Towns is convinced the team can make the playoffs.
“Absolutely. I have no doubt about it in my mind that we can do that. Not only eighth seed, even higher,” Towns said. “It’s all about us putting the effort and the energy and bringing that edge every night.”
Towns said Wiggins — who scored his season high of 40 points in a 119-117 victory at Oklahoma City on Tuesday, the Wolves’ first game after Thibodeau’s firing — is playing well.
“He’s shooting the ball very well,” Towns said. “He’s playing aggressive. He’s getting downhill. He’s doing the little things. When Wiggins is playing like this, he’s almost unstoppable.”
Confidence in coach
Towns said he and new coach Ryan Saunders have a great relationship.
“Ryan was actually the one who worked me out when I came for the Timberwolves,” Towns said of his predraft workout in 2015. “Flip [Saunders] was watching, Ryan was working me out. Seeing if I was even qualified to be a Wolf at No. 1 pick. He was trying to do anything to make me fail, but I passed the test with flying colors.”
Towns thinks Saunders will have success as a head coach.
“Ryan’s more than capable of being a great head coach,” Towns said. “We have a lot of confidence and belief in him. Being around Ryan, you realize how positive he is. Just having that positivity around all the time is great. Eighty-two games, there is going to be a lot of ups and downs. But when you have some positivity around like that, it brings you a lot of good energy.”
Towns has long been the best player at each level.

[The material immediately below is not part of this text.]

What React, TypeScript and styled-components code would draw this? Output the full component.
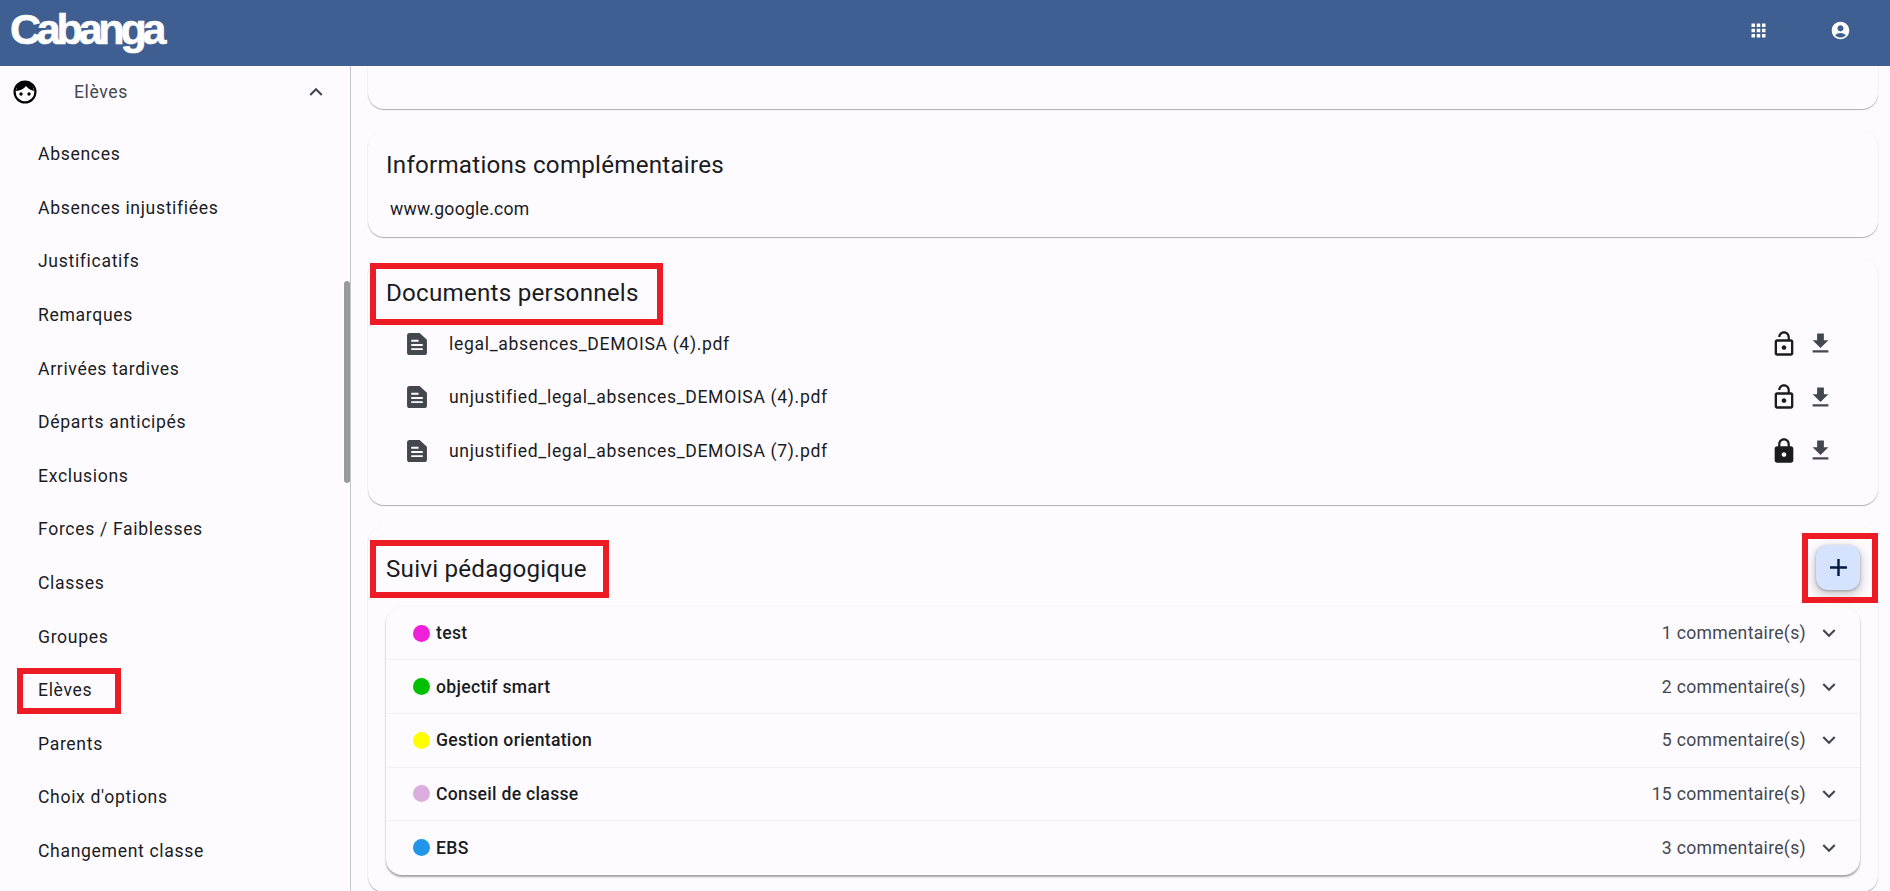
import styled, { createGlobalStyle } from 'styled-components';
import {
    MdAccountCircle,
    MdAdd,
    MdApps,
    MdExpandLess,
    MdExpandMore,
    MdFileDownload,
    MdLock,
    MdLockOpen,
} from 'react-icons/md';

const GlobalStyle = createGlobalStyle`
    html, body {
        margin: 0;
        height: 100%;
        overflow: hidden;
        background: #fdfbff;
        font-family: Roboto, "Liberation Sans", sans-serif;
        color: #1a1c1e;
    }
`;

const Page = styled.div`
    position: relative;
    display: flex;
    flex-direction: column;
    height: 100vh;
    overflow: hidden;
`;

const Header = styled.header`
    flex: none;
    height: 66px;
    display: flex;
    align-items: center;
    background: #3f5f92;
    color: #fff;
`;

const Logo = styled.div`
    font-family: "Liberation Sans", Arial, sans-serif;
    font-weight: 700;
    font-size: 43px;
    line-height: 50px;
    letter-spacing: -4.2px;
    -webkit-text-stroke: 0.6px #fff;
    margin: -8px 0 0 10px;
`;

const HeaderIcons = styled.div`
    margin-left: auto;
    display: flex;
    align-items: center;
    gap: 61px;
    padding: 0 39px 6px 0;
    svg {
        display: block;
    }
`;

const Body = styled.div`
    flex: 1;
    min-height: 0;
    display: flex;
`;

const Sidebar = styled.nav`
    position: relative;
    flex: none;
    width: 350px;
    border-right: 1px solid #c4c6d0;
    overflow: hidden;
`;

const Thumb = styled.div`
    position: absolute;
    top: 215px;
    right: 0;
    width: 6px;
    height: 202px;
    border-radius: 3px;
    background: #9a9a9a;
`;

const GroupRow = styled.div`
    height: 52px;
    display: flex;
    align-items: center;
    padding: 0 21px 0 13px;
    font-size: 17.6px;
    letter-spacing: 0.6px;
    color: #44474e;
`;

const GroupLabel = styled.span`
    margin-left: 37px;
    flex: 1;
`;

const SubList = styled.div`
    margin-top: 9.5px;
`;

const SubItem = styled.div`
    height: 53.6px;
    display: flex;
    align-items: center;
    padding-left: 38px;
    font-size: 17.6px;
    letter-spacing: 0.66px;
    color: #1a1c1e;
`;

const Main = styled.main`
    flex: 1;
    min-width: 0;
    display: flex;
    flex-direction: column;
    gap: 22px;
    padding: 0 12px 0 17px;
    overflow: hidden;
`;

const Card = styled.section<{ $height?: number }>`
    flex: none;
    box-sizing: border-box;
    height: ${(p) => (p.$height ? `${p.$height}px` : 'auto')};
    background: #fdfbff;
    border-radius: 16px;
    box-shadow: 0 1px 1px rgba(0, 0, 0, 0.3), 0 0 2px rgba(0, 0, 0, 0.04);
`;

const ClippedCard = styled(Card)`
    margin-top: -30px;
`;

const InfoCard = styled(Card)`
    padding: 20px 16px 16px 18px;
`;

const DocsCard = styled(Card)`
    padding: 20px 0 27px 18px;
`;

const TrackCard = styled(Card)`
    padding: 18px 18px 0;
`;

const Title = styled.h2`
    margin: 0;
    font-size: 24.2px;
    line-height: 28px;
    font-weight: 400;
    letter-spacing: 0.22px;
    color: #1a1c1e;
`;

const InfoText = styled.div`
    margin: 18px 0 0 4px;
    font-size: 17.6px;
    line-height: 24px;
    letter-spacing: 0.25px;
`;

const DocList = styled.div`
    margin-top: 10px;
`;

const DocRow = styled.div`
    height: 53.6px;
    display: flex;
    align-items: center;
    padding: 0 44px 0 21px;
    font-size: 17.6px;
    letter-spacing: 0.66px;
`;

const DocName = styled.span`
    margin-left: 22px;
    flex: 1;
`;

const DocActions = styled.div`
    display: flex;
    align-items: center;
    gap: 9px;
    svg {
        display: block;
    }
`;

const DownloadIcon = styled(MdFileDownload)`
    color: #44474e;
`;

const TrackHeader = styled.div`
    height: 45px;
    display: flex;
    align-items: center;
    justify-content: space-between;
`;

const TrackTitle = styled(Title)`
    padding-top: 3px;
`;

const Fab = styled.button`
    width: 44px;
    height: 45px;
    padding: 0;
    border: none;
    border-radius: 12px;
    display: flex;
    align-items: center;
    justify-content: center;
    background: #d6e3ff;
    color: #001b3e;
    box-shadow: 0 1px 3px rgba(0, 0, 0, 0.3), 0 4px 8px 3px rgba(0, 0, 0, 0.15);
`;

const Accordion = styled.div`
    margin-top: 17px;
    border-radius: 16px;
    background: #fdfbff;
    box-shadow: 0 2px 2px rgba(0, 0, 0, 0.35), 0 0 3px rgba(0, 0, 0, 0.04);
`;

const AccordionRow = styled.div`
    box-sizing: border-box;
    height: 53.6px;
    display: flex;
    align-items: center;
    padding: 0 18px 0 27px;
    font-size: 17.6px;
    letter-spacing: 0.3px;
    border-bottom: 1px solid rgba(0, 0, 0, 0.045);
    &:last-child {
        border-bottom: none;
    }
`;

const Dot = styled.span<{ $color: string }>`
    flex: none;
    width: 17px;
    height: 17px;
    border-radius: 50%;
    background: ${(p) => p.$color};
`;

const RowName = styled.span`
    margin-left: 6px;
    flex: 1;
    font-weight: 500;
    color: #1a1c1e;
`;

const RowCount = styled.span`
    margin-right: 10px;
    color: #44474e;
`;

const ChevronDown = styled(MdExpandMore)`
    flex: none;
    color: #44474e;
`;

const Annotation = styled.div<{ $x: number; $y: number; $w: number; $h: number }>`
    position: absolute;
    box-sizing: border-box;
    left: ${(p) => p.$x}px;
    top: ${(p) => p.$y}px;
    width: ${(p) => p.$w}px;
    height: ${(p) => p.$h}px;
    border: 6px solid #ed1c24;
    pointer-events: none;
`;

const FaceIcon = () => (
    <svg width="24" height="24" viewBox="0 0 24 24" style={{ flex: 'none' }}>
        <circle cx="12" cy="12" r="10.4" fill="#fff" stroke="#000" strokeWidth="2.2" />
        <path d="M3 11C4 5 8 1.5 12 1.5S20 5 21 11C18 10.5 15 8.5 13 6C11 9 7 10.5 3 11Z" fill="#000" />
        <circle cx="8" cy="14" r="1.7" fill="#000" />
        <circle cx="16" cy="14" r="1.7" fill="#000" />
    </svg>
);

const DocIcon = () => (
    <svg width="20" height="22" viewBox="0 0 19 21" style={{ flex: 'none' }}>
        <path
            d="M2.5 0H12L19 6.5V18.5A2.5 2.5 0 0 1 16.500 21H2.500A2.500 2.500 0 0 1 0 18.500V2.500A2.500 2.500 0 0 1 2.500 0Z"
            fill="#44474e"
        />
        <path d="M4 6.500H11V8.300H4ZM4 10.500H15V12.300H4ZM4 14.500H15V16.300H4Z" fill="#fdfbff" />
    </svg>
);

const subItems = [
    'Absences',
    'Absences injustifiées',
    'Justificatifs',
    'Remarques',
    'Arrivées tardives',
    'Départs anticipés',
    'Exclusions',
    'Forces / Faiblesses',
    'Classes',
    'Groupes',
    'Elèves',
    'Parents',
    "Choix d'options",
    'Changement classe',
];

const documents = [
    { name: 'legal_absences_DEMOISA (4).pdf', locked: false },
    { name: 'unjustified_legal_absences_DEMOISA (4).pdf', locked: false },
    { name: 'unjustified_legal_absences_DEMOISA (7).pdf', locked: true },
];

const followUps = [
    { name: 'test', color: '#f01fd8', count: 1 },
    { name: 'objectif smart', color: '#00c000', count: 2 },
    { name: 'Gestion orientation', color: '#ffff00', count: 5 },
    { name: 'Conseil de classe', color: '#dcaede', count: 15 },
    { name: 'EBS', color: '#2196e8', count: 3 },
];

export default function App() {
    return (
        <Page>
            <GlobalStyle />
            <Header>
                <Logo>Cabanga</Logo>
                <HeaderIcons>
                    <MdApps size={21} />
                    <MdAccountCircle size={21} />
                </HeaderIcons>
            </Header>
            <Body>
                <Sidebar>
                    <GroupRow>
                        <FaceIcon />
                        <GroupLabel>Elèves</GroupLabel>
                        <MdExpandLess size={26} />
                    </GroupRow>
                    <SubList>
                        {subItems.map((item) => (
                            <SubItem key={item}>{item}</SubItem>
                        ))}
                    </SubList>
                    <Thumb />
                </Sidebar>
                <Main>
                    <ClippedCard $height={73} />
                    <InfoCard>
                        <Title>Informations complémentaires</Title>
                        <InfoText>www.google.com</InfoText>
                    </InfoCard>
                    <DocsCard>
                        <Title>Documents personnels</Title>
                        <DocList>
                            {documents.map((doc) => (
                                <DocRow key={doc.name}>
                                    <DocIcon />
                                    <DocName>{doc.name}</DocName>
                                    <DocActions>
                                        {doc.locked ? <MdLock size={28} /> : <MdLockOpen size={28} />}
                                        <DownloadIcon size={27} />
                                    </DocActions>
                                </DocRow>
                            ))}
                        </DocList>
                    </DocsCard>
                    <TrackCard $height={365}>
                        <TrackHeader>
                            <TrackTitle>Suivi pédagogique</TrackTitle>
                            <Fab>
                                <MdAdd size={29} />
                            </Fab>
                        </TrackHeader>
                        <Accordion>
                            {followUps.map((row) => (
                                <AccordionRow key={row.name}>
                                    <Dot $color={row.color} />
                                    <RowName>{row.name}</RowName>
                                    <RowCount>{row.count} commentaire(s)</RowCount>
                                    <ChevronDown size={26} />
                                </AccordionRow>
                            ))}
                        </Accordion>
                    </TrackCard>
                </Main>
            </Body>
            <Annotation $x={17} $y={668} $w={104} $h={46} />
            <Annotation $x={370} $y={263} $w={293} $h={62} />
            <Annotation $x={370} $y={540} $w={239} $h={58} />
            <Annotation $x={1802} $y={533} $w={76} $h={70} />
        </Page>
    );
}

He was the No. 1 high school player in the country coming out of St. Joseph’s in New Jersey, then became the No. 1 overall pick in the 2015 NBA draft after one season at Kentucky.
Towns said his one year under coach John Calipari definitely helped him get ready for the pro level.

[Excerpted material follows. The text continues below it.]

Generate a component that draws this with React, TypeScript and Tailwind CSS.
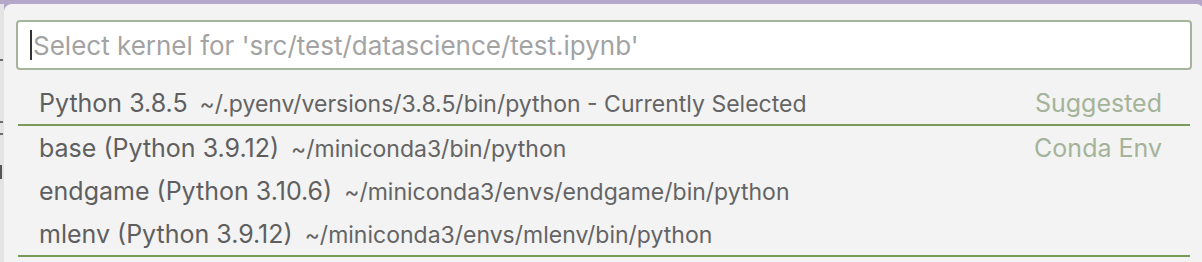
import React from "react";

type Kernel = {
  label: string;
  description: string;
  tag?: string;
};

const groups: Kernel[][] = [
  [
    {
      label: "Python 3.8.5",
      description: "~/.pyenv/versions/3.8.5/bin/python - Currently Selected",
      tag: "Suggested",
    },
  ],
  [
    { label: "base (Python 3.9.12)", description: "~/miniconda3/bin/python", tag: "Conda Env" },
    { label: "endgame (Python 3.10.6)", description: "~/miniconda3/envs/endgame/bin/python" },
    { label: "mlenv (Python 3.9.12)", description: "~/miniconda3/envs/mlenv/bin/python" },
  ],
];

function KernelRow({ kernel }: { kernel: Kernel }) {
  return (
    <div className="flex items-center h-[43px] pt-[3px] pl-[21px] pr-[28px] text-[25px] whitespace-nowrap">
      <span className="text-[#5f5f5f]">{kernel.label}</span>
      <span className="ml-[12px] text-[23px] text-[#646464]">{kernel.description}</span>
      <span className="ml-auto text-[#a4b399]">{kernel.tag}</span>
    </div>
  );
}

export default function App() {
  return (
    <div
      className="w-[1202px] h-[262px] flex flex-col bg-[#b4a7c9] overflow-hidden"
      style={{ fontFamily: "Inter, 'Noto Sans', sans-serif" }}
    >
      <div className="h-[4px] shrink-0" />
      <div className="flex flex-1">
        {/* editor behind the picker */}
        <div className="w-[4px] bg-[#e4e4e4] flex flex-col">
          <div className="h-[55px]" />
          <div className="h-[2px] w-[3px] bg-[#6b6b6b]" />
          <div className="h-[60px]" />
          <div className="h-[2px] w-[3px] bg-[#6b6b6b]" />
          <div className="h-[10px]" />
          <div className="h-[2px] w-[3px] bg-[#6b6b6b]" />
          <div className="h-[30px]" />
          <div className="h-[14px] w-[2px] bg-[#555]" />
        </div>
        <div className="flex-1 -mr-[2px] bg-[#f3f3f3] rounded-t-[8px] pt-[16px] pl-[12px] pr-[12px]">
          <div className="h-[50px] bg-white border-2 border-[#a5b49a] rounded-[4px] flex items-center pl-[12px]">
            <div className="w-[2px] h-[30px] bg-[#333]" />
            <span className="ml-[1px] text-[26px] text-[#a3a3a3]">
              Select kernel for 'src/test/datascience/test.ipynb'
            </span>
          </div>
          <div className="mt-[11px] ml-[2px] mr-[2px]">
            {groups.map((g, i) => (
              <div key={i} className="border-b-2 border-[#7a9a5a]">
                {g.map(k => (
                  <KernelRow key={k.label} kernel={k} />
                ))}
              </div>
            ))}
          </div>
        </div>
      </div>
    </div>
  );
}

“Oh yeah, coach Cal did a lot for me,” Towns said. “I mess around with him all the time on Twitter and stuff about how he held me back and everything, but he’s a huge part of my development.
“And being at Kentucky, no matter what I do, will always be a huge decision that I made and it was the right decision for me.”
Towns averaged only 10.3 points in his one college season. The Wildcats started the season 38-0 before losing 71-64 to Wisconsin in the Final Four semifinals in Indianapolis. It was a season in which Towns learned a lot about the game.
“You learn how to win when you’re going 38 straight against a lot of great teams and a lot of great NBA talent that is in this league now,” Towns said. “But you also learn humility and humble and learning how to lose on the biggest stage. We did that, unfortunately, when I was there in the Final Four.
“But you know, the life lessons you learn through all of that, you learn how to be a rock star and how it is to be torn down like a rock star. It’s a great experience that I wouldn’t give back for anything.”
Dad taught the game
Towns always praises his father, Karl Towns Sr., and what he contributed to him.
“He is the sole reason I play the game of basketball,” he said earlier this season. “Without him, none of this would have ever happened. Without him teaching me the game and teaching me everything he knows and how he thinks, I wouldn’t have been able to utilize that knowledge to have, I’d say, a pretty good start to an NBA career.”
Odorizzi on Baldelli
Twins starting pitcher Jake Odorizzi will enter his second season with the team but is one of the few men on the 25-man roster who will have already worked with new manager Rocco Baldelli.
Odorizzi and Baldelli were in the Tampa Bay organization together from 2015-2017.
“I have known Rocco for a number of years now and I have seen him in a lot of different roles and what he has done and he has excelled at everything,” Odorizzi said. “It has been fun to see him develop as a coach, scouting and coaching. He was a great player that was cut short due to something he couldn’t control [a rare metabolic/muscular disorder that led to frequent injuries]. It’s nice to see that mind-set get taken into the coaching side of the game.”
Last season, Odorizzi started 32 games and posted a 4.49 ERA over 164⅓ innings with 162 strikeouts and 70 walks.
When it came to the Twins’ decision to replace Paul Molitor with Baldelli, Odorizzi said he had no issues with the way Molitor handled him in 2018.
“I think he did a good job,” Odorizzi said. “I think that’s the toughest job for a manager is managing your pitchers and knowing which guys are good for the right spots. Sometimes you have to make a gut decision and go off of the paper. It’s a tough dynamic for any manager, I think I would say.”